==== Input material ====
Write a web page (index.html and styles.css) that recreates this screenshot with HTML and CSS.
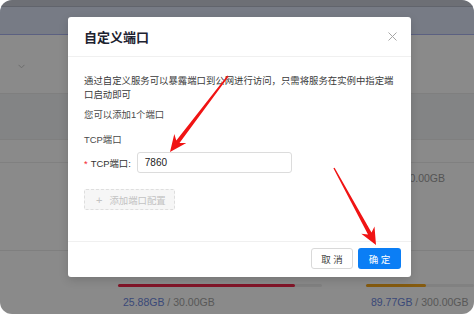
FILE: index.html
```html
<!DOCTYPE html>
<html lang="zh">
<head>
<meta charset="utf-8">
<title>自定义端口</title>
<link rel="stylesheet" href="styles.css">
</head>
<body>
<div class="window">
  <div class="chrome"></div>
  <div class="nav"></div>
  <div class="sec sec1">
    <svg class="chev" width="7" height="5" viewBox="0 0 7 5"><path d="M0.5 0.8 L3.5 3.8 L6.5 0.8" fill="none" stroke="#c8c8c8" stroke-width="1"/></svg>
  </div>
  <div class="sec sec2"></div>
  <div class="sec sec3">
    <div class="sec3-top"></div>
    <div class="sec3-row"><span class="bg-val">20.00GB</span></div>
  </div>
  <div class="sec sec4">
    <div class="usage">
      <div class="use use-left">
        <div class="track"><div class="fill fill-red" style="width: 86.7%"></div></div>
        <div class="nums"><span class="used">25.88GB</span> / 30.00GB</div>
      </div>
      <div class="use use-right">
        <div class="track"><div class="fill fill-gold" style="width: 56%"></div></div>
        <div class="nums"><span class="used">89.77GB</span> / 300.00GB</div>
      </div>
    </div>
  </div>

  <div class="mask"></div>

  <div class="modal">
    <div class="modal-head">
      <div class="modal-title">自定义端口</div>
      <svg class="close" width="9" height="9" viewBox="0 0 9 9"><path d="M0.5 0.5 L8.5 8.5 M8.5 0.5 L0.5 8.5" stroke="#a6a6a6" stroke-width="1" fill="none"/></svg>
    </div>
    <div class="modal-body">
      <p class="desc">通过自定义服务可以暴露端口到公网进行访问，只需将服务在实例中指定端口启动即可</p>
      <p class="hint">您可以添加1个端口</p>
      <p class="group">TCP端口</p>
      <div class="form-row">
        <label class="label"><span class="req">*</span>TCP端口:</label>
        <div class="input">7860</div>
      </div>
      <div class="add-btn"><span class="plus">+</span>添加端口配置</div>
    </div>
    <div class="modal-foot">
      <div class="btn btn-default">取 消</div>
      <div class="btn btn-primary">确 定</div>
    </div>
  </div>

  <svg class="arrows" width="474" height="314" viewBox="0 0 474 314">
    <polygon fill="#f01414" points="228.6,76.4 179.5,142.9 186.3,143.1 170,152 174.3,134.0 176.3,140.5 227.4,75.6"/>
    <polygon fill="#f01414" points="334.6,167.7 371.5,232.6 374.5,226.5 376,245 361.3,233.7 368.0,234.6 333.4,168.3"/>
  </svg>
</div>
</body>
</html>
```

FILE: styles.css
```css
* { box-sizing: border-box; }
html, body { margin: 0; padding: 0; background: #ffffff; }
body {
  font-family: "Liberation Sans", "Noto Sans CJK SC", sans-serif;
  width: 474px;
  height: 314px;
  overflow: hidden;
}
p { margin: 0; }

.window {
  position: relative;
  width: 474px;
  height: 314px;
  border-radius: 12px;
  overflow: hidden;
  background: #ffffff;
  display: flex;
  flex-direction: column;
}
.chrome {
  height: 7px;
  background: #c9ced9;
  border-bottom: 1px solid #b3b9c8;
}
.nav {
  height: 28px;
  background: #dce4f6;
  border-bottom: 1px solid #a9b2ee;
}
.sec1 {
  height: 58px;
  display: flex;
  align-items: center;
  padding-left: 18px;
  padding-top: 5px;
}
.sec2 {
  height: 47px;
  background: #f3f4f6;
  border-top: 1px solid #ebebeb;
  border-bottom: 1px solid #ebebeb;
}
.sec3 {
  height: 110px;
  display: flex;
  flex-direction: column;
}
.sec3-top {
  height: 23px;
  border-bottom: 1px solid #ececec;
}
.sec3-row {
  height: 30px;
  display: flex;
  justify-content: flex-end;
  align-items: center;
  padding-right: 29px;
}
.bg-val {
  font-size: 10.5px;
  color: #9c9c9c;
}
.sec4 {
  flex: 1;
  border-top: 1px solid #ebebeb;
  padding-top: 33px;
}
.usage {
  display: flex;
  padding-left: 118px;
  gap: 44px;
}
.use-left { width: 204px; }
.use-right { width: 108px; }
.track {
  height: 3px;
  background: #efefef;
  border-radius: 2px;
}
.fill { height: 3px; border-radius: 2px; }
.fill-red { background: #f0284a; }
.fill-gold { background: #f5a81c; }
.nums {
  margin-top: 9px;
  padding-left: 5px;
  font-size: 10.5px;
  color: #a3a3a3;
  white-space: nowrap;
}
.used { color: #6d88e0; }

.mask {
  position: absolute;
  inset: 0;
  background: rgba(0, 0, 0, 0.46);
}

.modal {
  position: absolute;
  left: 68px;
  top: 17px;
  width: 343px;
  height: 260px;
  background: #ffffff;
  border-radius: 3px;
  box-shadow: 0 3px 10px rgba(0, 0, 0, 0.15);
  display: flex;
  flex-direction: column;
}
.modal-head {
  height: 40px;
  border-bottom: 1px solid #f0f0f0;
  display: flex;
  align-items: center;
  justify-content: space-between;
  padding: 0 14px 0 16px;
}
.modal-title {
  font-size: 13px;
  font-weight: 700;
  color: #1d2230;
}
.modal-body {
  flex: 1;
  padding: 17px 14px 0 16px;
  font-size: 9.4px;
  color: #3a3a3a;
}
.desc { line-height: 14px; }
.hint { line-height: 14px; margin-top: 6px; color: #4a4a4a; }
.group { line-height: 14px; margin-top: 11px; color: #4a4a4a; }
.form-row {
  margin-top: 5px;
  display: flex;
  align-items: center;
  gap: 6px;
}
.label {
  color: #333;
  white-space: nowrap;
}
.req {
  color: #f5222d;
  margin-right: 3px;
}
.input {
  width: 155px;
  height: 21px;
  border: 1px solid #dcdcdc;
  border-radius: 3px;
  padding-left: 7px;
  display: flex;
  align-items: center;
  font-size: 10px;
  color: #222;
}
.add-btn {
  margin-top: 16px;
  width: 91px;
  height: 21px;
  border: 1px dashed #dedede;
  background: #f6f6f6;
  border-radius: 2px;
  color: #c2c2c2;
  display: flex;
  align-items: center;
  padding-left: 11px;
}
.plus {
  font-size: 11px;
  margin-right: 7px;
}
.modal-foot {
  height: 36px;
  border-top: 1px solid #f0f0f0;
  display: flex;
  justify-content: flex-end;
  align-items: flex-start;
  gap: 5px;
  padding: 6px 10px 0 0;
}
.btn {
  height: 21px;
  border-radius: 3px;
  font-size: 9.5px;
  display: flex;
  align-items: center;
  justify-content: center;
}
.btn-default {
  width: 42px;
  border: 1px solid #d9d9d9;
  color: #444;
  background: #fff;
}
.btn-primary {
  width: 43px;
  background: #0b7ef5;
  color: #fff;
}

.arrows {
  position: absolute;
  left: 0;
  top: 0;
}
```
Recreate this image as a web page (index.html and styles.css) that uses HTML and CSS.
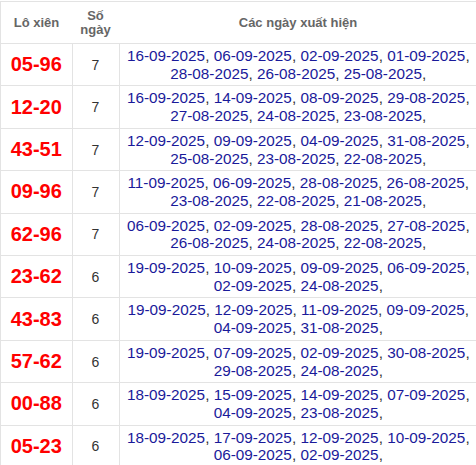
FILE: index.html
```html
<!DOCTYPE html>
<html lang="vi">
<head>
<meta charset="utf-8">
<link rel="stylesheet" href="styles.css">
</head>
<body>
<div class="wrap">
<table class="lx">
  <thead>
    <tr>
      <th class="c1">Lô xiên</th>
      <th class="c2">Số<br>ngày</th>
      <th class="c3">Các ngày xuất hiện</th>
    </tr>
  </thead>
  <tbody>
    <tr><td class="code">05-96</td><td class="num">7</td><td class="dates"><span class="d">16-09-2025</span>, <span class="d">06-09-2025</span>, <span class="d">02-09-2025</span>, <span class="d">01-09-2025</span>, <span class="d">28-08-2025</span>, <span class="d">26-08-2025</span>, <span class="d">25-08-2025</span>,</td></tr>
    <tr><td class="code">12-20</td><td class="num">7</td><td class="dates"><span class="d">16-09-2025</span>, <span class="d">14-09-2025</span>, <span class="d">08-09-2025</span>, <span class="d">29-08-2025</span>, <span class="d">27-08-2025</span>, <span class="d">24-08-2025</span>, <span class="d">23-08-2025</span>,</td></tr>
    <tr><td class="code">43-51</td><td class="num">7</td><td class="dates"><span class="d">12-09-2025</span>, <span class="d">09-09-2025</span>, <span class="d">04-09-2025</span>, <span class="d">31-08-2025</span>, <span class="d">25-08-2025</span>, <span class="d">23-08-2025</span>, <span class="d">22-08-2025</span>,</td></tr>
    <tr><td class="code">09-96</td><td class="num">7</td><td class="dates"><span class="d">11-09-2025</span>, <span class="d">06-09-2025</span>, <span class="d">28-08-2025</span>, <span class="d">26-08-2025</span>, <span class="d">23-08-2025</span>, <span class="d">22-08-2025</span>, <span class="d">21-08-2025</span>,</td></tr>
    <tr><td class="code">62-96</td><td class="num">7</td><td class="dates"><span class="d">06-09-2025</span>, <span class="d">02-09-2025</span>, <span class="d">28-08-2025</span>, <span class="d">27-08-2025</span>, <span class="d">26-08-2025</span>, <span class="d">24-08-2025</span>, <span class="d">22-08-2025</span>,</td></tr>
    <tr><td class="code">23-62</td><td class="num">6</td><td class="dates"><span class="d">19-09-2025</span>, <span class="d">10-09-2025</span>, <span class="d">09-09-2025</span>, <span class="d">06-09-2025</span>, <span class="d">02-09-2025</span>, <span class="d">24-08-2025</span>,</td></tr>
    <tr><td class="code">43-83</td><td class="num">6</td><td class="dates"><span class="d">19-09-2025</span>, <span class="d">12-09-2025</span>, <span class="d">11-09-2025</span>, <span class="d">09-09-2025</span>, <span class="d">04-09-2025</span>, <span class="d">31-08-2025</span>,</td></tr>
    <tr><td class="code">57-62</td><td class="num">6</td><td class="dates"><span class="d">19-09-2025</span>, <span class="d">07-09-2025</span>, <span class="d">02-09-2025</span>, <span class="d">30-08-2025</span>, <span class="d">29-08-2025</span>, <span class="d">24-08-2025</span>,</td></tr>
    <tr><td class="code">00-88</td><td class="num">6</td><td class="dates"><span class="d">18-09-2025</span>, <span class="d">15-09-2025</span>, <span class="d">14-09-2025</span>, <span class="d">07-09-2025</span>, <span class="d">04-09-2025</span>, <span class="d">23-08-2025</span>,</td></tr>
    <tr><td class="code">05-23</td><td class="num">6</td><td class="dates"><span class="d">18-09-2025</span>, <span class="d">17-09-2025</span>, <span class="d">12-09-2025</span>, <span class="d">10-09-2025</span>, <span class="d">06-09-2025</span>, <span class="d">02-09-2025</span>,</td></tr>
  </tbody>
</table>
</div>
</body>
</html>
```

FILE: styles.css
```css
html, body {
  margin: 0;
  padding: 0;
  background: #fff;
}
body {
  font-family: "Liberation Sans", Arial, sans-serif;
  color: #333;
  overflow: hidden;
}
.wrap {
  width: 476px;
  overflow: hidden;
  padding-top: 1px;
}
.lx {
  border-collapse: collapse;
  width: 478px;
  table-layout: fixed;
  border: 1px solid #e3e3e3;
}
.lx th {
  font-size: 13px;
  line-height: 14px;
  font-weight: bold;
  color: #666;
  height: 41px;
  padding: 0;
  text-align: center;
  vertical-align: middle;
  border-bottom: 1px solid #e3e3e3;
}
.lx th.c1 { width: 71px; }
.lx th.c2 { width: 47px; }
.lx td {
  border: 1px solid #e3e3e3;
  text-align: center;
  vertical-align: middle;
  padding: 3px 2px;
}
.lx td.code {
  color: #ff0000;
  font-weight: bold;
  font-size: 20px;
}
.lx td.num {
  font-size: 14px;
  color: #333;
}
.lx td.dates {
  font-size: 15.3px;
  line-height: 17.7px;
  color: #333;
  padding: 3px 2px;
}
.d {
  color: #1a1a9a;
}
```
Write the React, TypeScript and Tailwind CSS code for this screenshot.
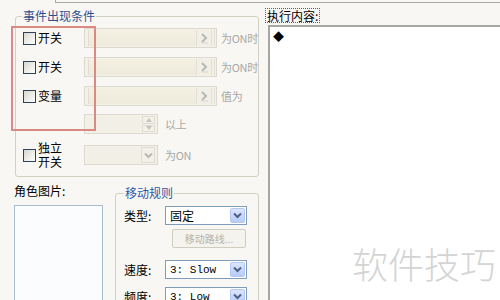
import React from "react";

const FONT = '"Noto Sans CJK SC", "Liberation Sans", sans-serif';

function Check() {
  return (
    <div className="w-[13px] h-[13px] shrink-0 border border-[#2f4356] bg-gradient-to-br from-[#d9d8d0] to-white" />
  );
}

function RightChevron() {
  return (
    <svg width="9" height="12" viewBox="0 0 9 12">
      <path d="M2 2 L6 6 L2 10" stroke="#b9b9b3" strokeWidth="2" fill="none" />
      <path d="M1 11 H8" stroke="#d6d4ca" strokeWidth="1" />
    </svg>
  );
}

function DownChevron({ color = "#b9b9b3" }: { color?: string }) {
  return (
    <svg width="9" height="7" viewBox="0 0 9 7">
      <path d="M1 1.5 L4.5 5 L8 1.5" stroke={color} strokeWidth="2" fill="none" />
    </svg>
  );
}

function DisabledCombo() {
  return (
    <div className="w-[133px] h-[20px] shrink-0 flex border border-[#dcdace] bg-[#f3f1e7] p-[1px]">
      <div className="flex-1 border-l border-[#e0ded2] bg-gradient-to-b from-[#f4f0e2] to-[#eeeadc] ml-[2px]" />
      <div className="w-[16px] shrink-0 flex items-center justify-center border-x border-[#e2e0d6] bg-[#f1efe6]">
        <RightChevron />
      </div>
      <div className="w-[3px] shrink-0 border-r border-[#e2e0d6]" />
    </div>
  );
}

function SpinBox() {
  return (
    <div className="w-[74px] h-[20px] shrink-0 flex border border-[#dcdace] bg-[#f3f1e7] p-[1px]">
      <div className="flex-1 ml-[2px] bg-[#f1efe6]" />
      <div className="w-[13px] shrink-0 flex flex-col gap-[1px] mr-[1px]">
        <div className="flex-1 border border-[#e0ded4] flex items-center justify-center">
          <svg width="6" height="4" viewBox="0 0 6 4"><path d="M0 4 L3 0 L6 4Z" fill="#c6c5bd" /></svg>
        </div>
        <div className="flex-1 border border-[#e0ded4] flex items-center justify-center">
          <svg width="6" height="4" viewBox="0 0 6 4"><path d="M0 0 L3 4 L6 0Z" fill="#c6c5bd" /></svg>
        </div>
      </div>
    </div>
  );
}

function SmallDisabledCombo() {
  return (
    <div className="w-[74px] h-[20px] shrink-0 flex border border-[#dcdace] bg-[#f3f1e7] p-[1px]">
      <div className="flex-1 ml-[2px] bg-[#f1efe6]" />
      <div className="w-[14px] shrink-0 mr-[1px] flex items-center justify-center border border-[#e0ded4]">
        <DownChevron />
      </div>
    </div>
  );
}

function XPSelect({ text, mono }: { text: string; mono?: boolean }) {
  return (
    <div className="w-[82px] h-[19px] shrink-0 flex border border-[#7f9db9] bg-white p-[1px]">
      <div
        className={
          "flex-1 flex items-center pl-[3px] text-black whitespace-nowrap " +
          (mono ? "text-[11px] font-['Liberation_Mono',monospace]" : "text-[12px]")
        }
      >
        {text}
      </div>
      <div className="w-[15px] shrink-0 flex items-center justify-center rounded-[2px] border border-[#b4c8f6] bg-gradient-to-b from-[#dce6fd] to-[#b7cbf8]">
        <DownChevron color="#4d6185" />
      </div>
    </div>
  );
}

function GrayText({ children }: { children: React.ReactNode }) {
  return (
    <span className="text-[11px] leading-[14px] text-[#a8a8a4] whitespace-nowrap tracking-[-0.3px]">
      {children}
    </span>
  );
}

export default function App() {
  return (
    <div
      className="relative w-[500px] h-[300px] overflow-hidden bg-[#f8f7f3] flex flex-col text-[12px] leading-[14px] text-black"
      style={{ fontFamily: FONT }}
    >
      {/* top strip */}
      <div className="h-[3px] shrink-0 flex">
        <div className="w-[55px] shrink-0" />
        <div className="flex-1 border-l border-b border-[#a9a9a5]" />
      </div>

      <div className="flex-1 flex min-h-0">
        {/* left column */}
        <div className="w-[263px] shrink-0 flex flex-col">
          <fieldset className="mt-[6px] ml-[15px] w-[244px] h-[168px] shrink-0 border border-[#d3d1c4] rounded-[3px] p-0">
            <legend className="ml-[6px] px-[1px] text-[12px] leading-[14px] text-[#2c4f90]">事件出现条件</legend>
            <div className="pt-[5px] pl-[7px] flex flex-col">
              <div className="flex items-center h-[20px]">
                <div className="w-[61px] shrink-0 flex items-center gap-[2px]">
                  <Check />
                  <span>开关</span>
                </div>
                <DisabledCombo />
                <span className="ml-[4px] whitespace-nowrap"><GrayText>为ON时</GrayText></span>
              </div>
              <div className="flex items-center h-[20px] mt-[9px]">
                <div className="w-[61px] shrink-0 flex items-center gap-[2px]">
                  <Check />
                  <span>开关</span>
                </div>
                <DisabledCombo />
                <span className="ml-[4px] whitespace-nowrap"><GrayText>为ON时</GrayText></span>
              </div>
              <div className="flex items-center h-[20px] mt-[9px]">
                <div className="w-[61px] shrink-0 flex items-center gap-[2px]">
                  <Check />
                  <span>变量</span>
                </div>
                <DisabledCombo />
                <span className="ml-[4px] whitespace-nowrap"><GrayText>值为</GrayText></span>
              </div>
              <div className="flex items-center h-[20px] mt-[8px]">
                <div className="w-[61px] shrink-0" />
                <SpinBox />
                <span className="ml-[7px] whitespace-nowrap"><GrayText>以上</GrayText></span>
              </div>
              <div className="flex items-center h-[20px] mt-[11px]">
                <div className="w-[61px] shrink-0 flex items-center gap-[2px]">
                  <Check />
                  <div className="flex flex-col text-[12px] leading-[14px]">
                    <span>独立</span>
                    <span>开关</span>
                  </div>
                </div>
                <SmallDisabledCombo />
                <span className="ml-[7px] whitespace-nowrap"><GrayText>为ON</GrayText></span>
              </div>
            </div>
          </fieldset>

          <div className="flex mt-[7px]">
            <div className="ml-[14px] w-[89px] shrink-0 flex flex-col">
              <span>角色图片:</span>
              <div className="mt-[7px] h-[100px] border border-[#a9bdd0] bg-[#fbfcfe]" />
            </div>
            <fieldset className="ml-[12px] mt-[2px] w-[144px] h-[130px] shrink-0 border border-[#d3d1c4] rounded-[3px] p-0">
              <legend className="ml-[8px] px-[1px] text-[12px] leading-[14px] text-[#2c56a8]">移动规则</legend>
              <div className="pt-[6px] pl-[8px] flex flex-col">
                <div className="flex items-center h-[19px]">
                  <span className="w-[41px] shrink-0">类型:</span>
                  <XPSelect text="固定" />
                </div>
                <div className="flex mt-[4px] ml-[48px]">
                  <div className="w-[74px] h-[19px] border border-[#cfcdc2] rounded-[2px] bg-[#f4f3ee] flex items-center justify-center text-[10px] leading-[12px] text-[#b4b3ac]">
                    移动路线...
                  </div>
                </div>
                <div className="flex items-center h-[19px] mt-[12px]">
                  <span className="w-[41px] shrink-0">速度:</span>
                  <XPSelect text="3: Slow" mono />
                </div>
                <div className="flex items-center h-[19px] mt-[8px]">
                  <span className="w-[41px] shrink-0">频度:</span>
                  <XPSelect text="3: Low" mono />
                </div>
              </div>
            </fieldset>
          </div>
        </div>

        {/* right column */}
        <div className="flex-1 flex flex-col min-w-0">
          <div className="mt-[5px] ml-[2px] self-start border border-dotted border-[#606060] px-[1px] leading-[13px]">
            执行内容:
          </div>
          <div className="mt-[2px] ml-[5px] -mr-[2px] flex-1 border-t-2 border-l-2 border-t-[#a6a6a2] border-l-[#a6a6a2] bg-white pl-[3px] pt-[2px]">
            <span className="text-[11px] leading-[12px]">◆</span>
          </div>
        </div>
      </div>

      {/* watermark */}
      <div className="absolute left-[352px] top-[243px] text-[36px] leading-[40px] font-light text-[#d4d4d4] whitespace-nowrap">
        软件技巧
      </div>

      {/* red highlight rectangle */}
      <div className="absolute left-[11px] top-[26px] w-[85px] h-[105px] border-2 border-[#d98a82] pointer-events-none" />
    </div>
  );
}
====
» The request: Each line in the data that holds the string "page" should be found and copied.

» Answer to the problem:
Write a web page (index.html and styles.css) that recreates this screenshot with HTML and CSS.
Recreate this image as a web page (index.html and styles.css) that uses HTML and CSS.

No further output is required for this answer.